### AIM OF THE EXERCISE
Print exactly the part opening with the line containing "Output the component" and closing with the line containing "import React from", with both of those lines included.

### DATASET CONTENT
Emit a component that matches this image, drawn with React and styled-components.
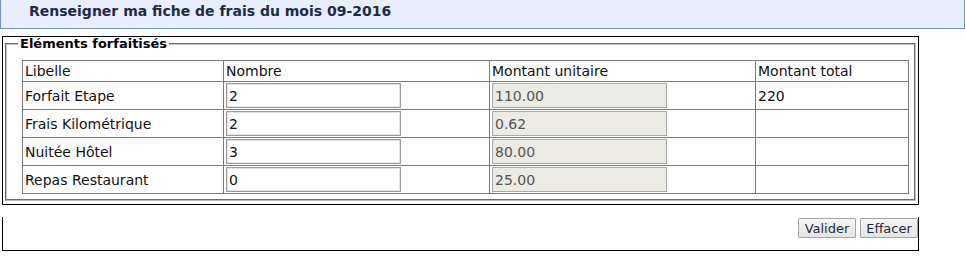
---
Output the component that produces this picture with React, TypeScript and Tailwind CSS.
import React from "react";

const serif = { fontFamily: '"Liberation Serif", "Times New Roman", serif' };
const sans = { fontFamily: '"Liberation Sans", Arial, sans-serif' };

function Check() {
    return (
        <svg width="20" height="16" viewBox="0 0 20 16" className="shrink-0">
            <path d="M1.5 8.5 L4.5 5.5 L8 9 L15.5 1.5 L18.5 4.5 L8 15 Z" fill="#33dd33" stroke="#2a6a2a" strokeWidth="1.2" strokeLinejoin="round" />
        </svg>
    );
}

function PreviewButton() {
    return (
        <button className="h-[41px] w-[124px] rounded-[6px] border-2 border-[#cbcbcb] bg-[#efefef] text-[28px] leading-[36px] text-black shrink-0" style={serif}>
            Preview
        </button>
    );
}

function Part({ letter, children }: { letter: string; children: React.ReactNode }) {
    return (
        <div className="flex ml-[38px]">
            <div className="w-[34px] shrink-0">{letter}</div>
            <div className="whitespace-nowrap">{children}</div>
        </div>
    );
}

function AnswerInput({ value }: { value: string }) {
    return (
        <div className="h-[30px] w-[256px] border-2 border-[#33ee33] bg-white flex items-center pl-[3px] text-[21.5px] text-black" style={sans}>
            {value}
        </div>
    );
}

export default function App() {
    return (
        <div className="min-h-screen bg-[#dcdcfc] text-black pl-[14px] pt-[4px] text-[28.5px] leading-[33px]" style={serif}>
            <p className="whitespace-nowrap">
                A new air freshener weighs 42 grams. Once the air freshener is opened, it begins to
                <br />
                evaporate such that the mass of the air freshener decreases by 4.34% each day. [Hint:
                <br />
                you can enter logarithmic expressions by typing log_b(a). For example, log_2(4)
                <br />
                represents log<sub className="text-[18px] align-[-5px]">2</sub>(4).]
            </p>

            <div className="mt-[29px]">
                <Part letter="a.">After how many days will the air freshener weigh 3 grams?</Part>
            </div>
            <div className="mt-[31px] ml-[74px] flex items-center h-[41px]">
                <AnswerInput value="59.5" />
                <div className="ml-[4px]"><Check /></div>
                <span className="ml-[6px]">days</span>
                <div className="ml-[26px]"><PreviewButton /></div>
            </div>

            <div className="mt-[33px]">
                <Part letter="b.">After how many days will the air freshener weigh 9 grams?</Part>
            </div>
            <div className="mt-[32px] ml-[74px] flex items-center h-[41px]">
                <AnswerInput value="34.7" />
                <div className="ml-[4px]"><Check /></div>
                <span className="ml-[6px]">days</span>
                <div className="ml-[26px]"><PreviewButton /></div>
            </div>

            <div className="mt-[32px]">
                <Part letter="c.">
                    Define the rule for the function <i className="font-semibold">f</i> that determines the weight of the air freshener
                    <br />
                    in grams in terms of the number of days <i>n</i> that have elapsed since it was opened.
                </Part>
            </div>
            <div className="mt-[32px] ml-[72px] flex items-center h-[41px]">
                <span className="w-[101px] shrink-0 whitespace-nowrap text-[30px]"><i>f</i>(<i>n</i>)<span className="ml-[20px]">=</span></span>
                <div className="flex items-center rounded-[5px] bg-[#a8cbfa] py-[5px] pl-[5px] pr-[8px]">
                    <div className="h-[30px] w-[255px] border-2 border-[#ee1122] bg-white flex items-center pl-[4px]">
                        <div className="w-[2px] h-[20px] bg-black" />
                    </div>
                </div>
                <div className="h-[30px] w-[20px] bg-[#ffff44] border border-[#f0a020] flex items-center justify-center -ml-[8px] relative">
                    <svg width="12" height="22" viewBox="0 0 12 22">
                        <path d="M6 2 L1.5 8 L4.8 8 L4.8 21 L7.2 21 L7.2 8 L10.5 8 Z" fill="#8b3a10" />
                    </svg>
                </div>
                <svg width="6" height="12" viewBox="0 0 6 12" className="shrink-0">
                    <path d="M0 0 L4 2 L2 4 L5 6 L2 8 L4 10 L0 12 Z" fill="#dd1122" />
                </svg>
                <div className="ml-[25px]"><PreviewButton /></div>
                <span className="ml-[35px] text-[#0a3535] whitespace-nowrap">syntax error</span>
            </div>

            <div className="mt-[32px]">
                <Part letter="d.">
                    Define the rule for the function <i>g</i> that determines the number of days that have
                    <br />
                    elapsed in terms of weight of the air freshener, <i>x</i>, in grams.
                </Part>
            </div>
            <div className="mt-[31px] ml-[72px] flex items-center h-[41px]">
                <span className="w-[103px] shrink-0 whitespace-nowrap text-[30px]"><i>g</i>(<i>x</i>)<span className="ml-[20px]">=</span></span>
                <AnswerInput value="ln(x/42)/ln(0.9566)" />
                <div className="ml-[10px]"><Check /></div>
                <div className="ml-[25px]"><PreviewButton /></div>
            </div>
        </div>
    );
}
...
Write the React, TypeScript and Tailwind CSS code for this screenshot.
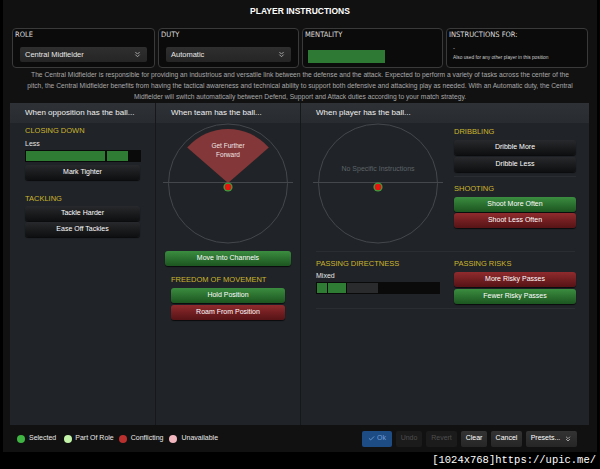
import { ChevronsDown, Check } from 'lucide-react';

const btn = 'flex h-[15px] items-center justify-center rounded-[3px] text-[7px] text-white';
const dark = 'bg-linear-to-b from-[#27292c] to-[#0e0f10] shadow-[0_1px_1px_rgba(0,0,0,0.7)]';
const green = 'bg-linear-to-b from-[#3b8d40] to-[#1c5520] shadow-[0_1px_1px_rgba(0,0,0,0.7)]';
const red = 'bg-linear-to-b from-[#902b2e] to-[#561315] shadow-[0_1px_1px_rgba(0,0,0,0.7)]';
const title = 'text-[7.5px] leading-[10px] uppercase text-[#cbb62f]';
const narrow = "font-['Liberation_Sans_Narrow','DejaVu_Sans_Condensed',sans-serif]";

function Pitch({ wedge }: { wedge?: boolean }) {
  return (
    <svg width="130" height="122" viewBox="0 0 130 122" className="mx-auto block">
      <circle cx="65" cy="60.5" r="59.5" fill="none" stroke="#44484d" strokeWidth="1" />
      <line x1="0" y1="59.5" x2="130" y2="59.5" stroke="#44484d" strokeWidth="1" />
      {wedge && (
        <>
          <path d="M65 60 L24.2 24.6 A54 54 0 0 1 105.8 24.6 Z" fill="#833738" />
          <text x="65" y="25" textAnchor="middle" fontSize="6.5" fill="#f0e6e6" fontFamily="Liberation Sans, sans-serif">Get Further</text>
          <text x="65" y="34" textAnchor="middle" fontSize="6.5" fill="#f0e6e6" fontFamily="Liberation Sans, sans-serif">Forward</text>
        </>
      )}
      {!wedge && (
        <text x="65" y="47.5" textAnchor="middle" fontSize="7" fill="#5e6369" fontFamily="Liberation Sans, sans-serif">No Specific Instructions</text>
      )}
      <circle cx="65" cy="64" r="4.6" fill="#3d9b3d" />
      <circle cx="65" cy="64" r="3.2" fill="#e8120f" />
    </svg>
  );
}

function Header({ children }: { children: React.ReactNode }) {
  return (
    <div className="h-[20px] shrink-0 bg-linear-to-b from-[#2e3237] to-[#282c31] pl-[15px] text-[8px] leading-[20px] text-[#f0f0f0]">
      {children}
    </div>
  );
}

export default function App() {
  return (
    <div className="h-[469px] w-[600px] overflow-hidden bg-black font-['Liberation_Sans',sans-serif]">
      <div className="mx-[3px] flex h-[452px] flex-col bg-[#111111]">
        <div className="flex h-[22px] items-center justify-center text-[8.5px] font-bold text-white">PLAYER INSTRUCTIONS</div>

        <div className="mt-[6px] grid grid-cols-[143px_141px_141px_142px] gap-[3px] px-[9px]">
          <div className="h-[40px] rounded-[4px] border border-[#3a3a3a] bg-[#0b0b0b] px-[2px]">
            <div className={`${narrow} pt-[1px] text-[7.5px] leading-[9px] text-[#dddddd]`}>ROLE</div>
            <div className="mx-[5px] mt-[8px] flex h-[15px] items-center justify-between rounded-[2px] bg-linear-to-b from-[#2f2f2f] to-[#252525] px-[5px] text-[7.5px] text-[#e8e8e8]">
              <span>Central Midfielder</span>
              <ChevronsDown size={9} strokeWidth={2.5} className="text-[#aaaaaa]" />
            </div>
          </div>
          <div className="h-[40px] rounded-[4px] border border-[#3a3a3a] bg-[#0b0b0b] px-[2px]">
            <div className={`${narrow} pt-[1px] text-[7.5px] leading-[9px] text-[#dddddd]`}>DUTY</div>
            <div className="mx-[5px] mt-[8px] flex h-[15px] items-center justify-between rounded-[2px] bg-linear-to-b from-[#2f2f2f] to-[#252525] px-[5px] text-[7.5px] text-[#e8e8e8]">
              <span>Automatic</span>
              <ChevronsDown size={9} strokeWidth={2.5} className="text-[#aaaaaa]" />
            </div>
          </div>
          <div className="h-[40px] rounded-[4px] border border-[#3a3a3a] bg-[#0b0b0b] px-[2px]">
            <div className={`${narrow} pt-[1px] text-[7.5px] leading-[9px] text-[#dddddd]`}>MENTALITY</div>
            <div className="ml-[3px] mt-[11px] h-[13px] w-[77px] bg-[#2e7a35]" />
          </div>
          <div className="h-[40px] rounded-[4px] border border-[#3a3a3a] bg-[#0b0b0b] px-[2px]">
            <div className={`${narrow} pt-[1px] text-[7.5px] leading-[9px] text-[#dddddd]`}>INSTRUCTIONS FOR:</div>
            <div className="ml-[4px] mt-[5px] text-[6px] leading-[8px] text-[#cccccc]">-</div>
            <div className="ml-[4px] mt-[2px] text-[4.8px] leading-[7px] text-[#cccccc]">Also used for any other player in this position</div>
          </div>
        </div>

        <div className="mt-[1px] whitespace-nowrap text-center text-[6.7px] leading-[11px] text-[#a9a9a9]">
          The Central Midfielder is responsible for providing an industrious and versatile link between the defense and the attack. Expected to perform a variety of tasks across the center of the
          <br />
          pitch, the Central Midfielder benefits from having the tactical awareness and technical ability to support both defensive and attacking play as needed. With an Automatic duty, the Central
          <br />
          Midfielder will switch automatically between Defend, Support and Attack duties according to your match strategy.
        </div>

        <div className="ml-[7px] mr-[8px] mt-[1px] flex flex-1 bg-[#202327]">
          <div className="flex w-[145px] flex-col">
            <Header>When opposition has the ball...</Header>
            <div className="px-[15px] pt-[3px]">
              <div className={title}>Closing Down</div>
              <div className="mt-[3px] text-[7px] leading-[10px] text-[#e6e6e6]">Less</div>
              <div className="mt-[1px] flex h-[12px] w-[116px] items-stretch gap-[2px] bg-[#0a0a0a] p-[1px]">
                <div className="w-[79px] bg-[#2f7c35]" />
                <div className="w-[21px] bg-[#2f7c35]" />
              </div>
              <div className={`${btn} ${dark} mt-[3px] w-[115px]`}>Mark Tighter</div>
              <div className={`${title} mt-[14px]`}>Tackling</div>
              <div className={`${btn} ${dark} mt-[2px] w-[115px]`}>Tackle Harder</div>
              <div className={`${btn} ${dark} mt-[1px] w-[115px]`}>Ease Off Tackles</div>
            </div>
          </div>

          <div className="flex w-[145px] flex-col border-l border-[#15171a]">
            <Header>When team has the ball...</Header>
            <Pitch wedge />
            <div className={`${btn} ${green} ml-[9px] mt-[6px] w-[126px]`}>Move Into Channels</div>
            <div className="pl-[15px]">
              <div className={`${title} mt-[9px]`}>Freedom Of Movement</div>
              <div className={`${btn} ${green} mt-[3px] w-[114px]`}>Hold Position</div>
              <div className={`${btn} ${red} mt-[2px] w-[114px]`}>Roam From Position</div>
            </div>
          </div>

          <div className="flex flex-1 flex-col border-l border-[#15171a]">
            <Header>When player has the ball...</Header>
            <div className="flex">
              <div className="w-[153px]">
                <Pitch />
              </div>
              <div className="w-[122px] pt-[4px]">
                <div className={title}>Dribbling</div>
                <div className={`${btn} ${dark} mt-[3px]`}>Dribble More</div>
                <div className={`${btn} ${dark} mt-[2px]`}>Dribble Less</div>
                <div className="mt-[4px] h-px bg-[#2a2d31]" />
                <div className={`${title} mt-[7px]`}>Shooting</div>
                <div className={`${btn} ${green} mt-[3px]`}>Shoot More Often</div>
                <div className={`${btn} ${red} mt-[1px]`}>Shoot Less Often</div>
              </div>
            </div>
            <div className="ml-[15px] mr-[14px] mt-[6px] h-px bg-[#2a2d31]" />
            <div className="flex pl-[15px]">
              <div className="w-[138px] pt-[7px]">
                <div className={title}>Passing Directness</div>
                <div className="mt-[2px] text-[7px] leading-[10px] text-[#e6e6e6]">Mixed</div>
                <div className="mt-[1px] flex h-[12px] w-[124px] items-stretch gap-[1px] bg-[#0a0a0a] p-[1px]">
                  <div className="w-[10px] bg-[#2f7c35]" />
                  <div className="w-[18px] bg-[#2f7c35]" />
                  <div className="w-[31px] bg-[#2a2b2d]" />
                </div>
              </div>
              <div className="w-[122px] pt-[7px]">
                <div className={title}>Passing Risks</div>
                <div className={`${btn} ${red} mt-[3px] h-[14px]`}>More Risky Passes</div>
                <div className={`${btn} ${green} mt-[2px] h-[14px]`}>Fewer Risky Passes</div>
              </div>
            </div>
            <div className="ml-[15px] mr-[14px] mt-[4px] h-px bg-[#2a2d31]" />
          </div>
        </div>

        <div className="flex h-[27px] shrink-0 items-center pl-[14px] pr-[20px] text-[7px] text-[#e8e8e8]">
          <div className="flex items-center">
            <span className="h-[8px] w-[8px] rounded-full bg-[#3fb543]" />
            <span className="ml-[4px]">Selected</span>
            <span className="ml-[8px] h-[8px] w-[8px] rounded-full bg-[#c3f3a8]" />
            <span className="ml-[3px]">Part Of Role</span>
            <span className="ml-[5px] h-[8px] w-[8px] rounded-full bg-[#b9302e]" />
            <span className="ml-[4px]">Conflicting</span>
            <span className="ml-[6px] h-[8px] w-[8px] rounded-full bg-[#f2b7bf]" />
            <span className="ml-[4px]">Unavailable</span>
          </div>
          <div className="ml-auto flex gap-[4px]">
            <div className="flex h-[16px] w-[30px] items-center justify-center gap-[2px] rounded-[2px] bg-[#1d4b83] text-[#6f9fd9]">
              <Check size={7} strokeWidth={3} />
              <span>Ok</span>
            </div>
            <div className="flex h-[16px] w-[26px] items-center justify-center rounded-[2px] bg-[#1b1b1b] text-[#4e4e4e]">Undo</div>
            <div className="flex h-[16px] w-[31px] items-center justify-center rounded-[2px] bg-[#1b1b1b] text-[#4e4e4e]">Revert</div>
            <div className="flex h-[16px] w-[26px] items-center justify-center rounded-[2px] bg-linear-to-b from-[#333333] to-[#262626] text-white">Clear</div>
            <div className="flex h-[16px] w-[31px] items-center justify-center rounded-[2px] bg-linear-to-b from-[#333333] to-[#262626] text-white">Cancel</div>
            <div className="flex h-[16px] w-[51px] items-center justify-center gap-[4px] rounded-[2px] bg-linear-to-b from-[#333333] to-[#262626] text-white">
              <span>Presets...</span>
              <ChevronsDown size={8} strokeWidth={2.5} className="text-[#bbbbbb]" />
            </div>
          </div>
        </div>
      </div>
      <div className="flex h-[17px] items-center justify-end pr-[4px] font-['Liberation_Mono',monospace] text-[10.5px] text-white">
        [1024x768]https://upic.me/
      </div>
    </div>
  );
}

### SOLUTION FOR THIS EXERCISE
Output the component that produces this picture with React, TypeScript and Tailwind CSS.
import React from "react";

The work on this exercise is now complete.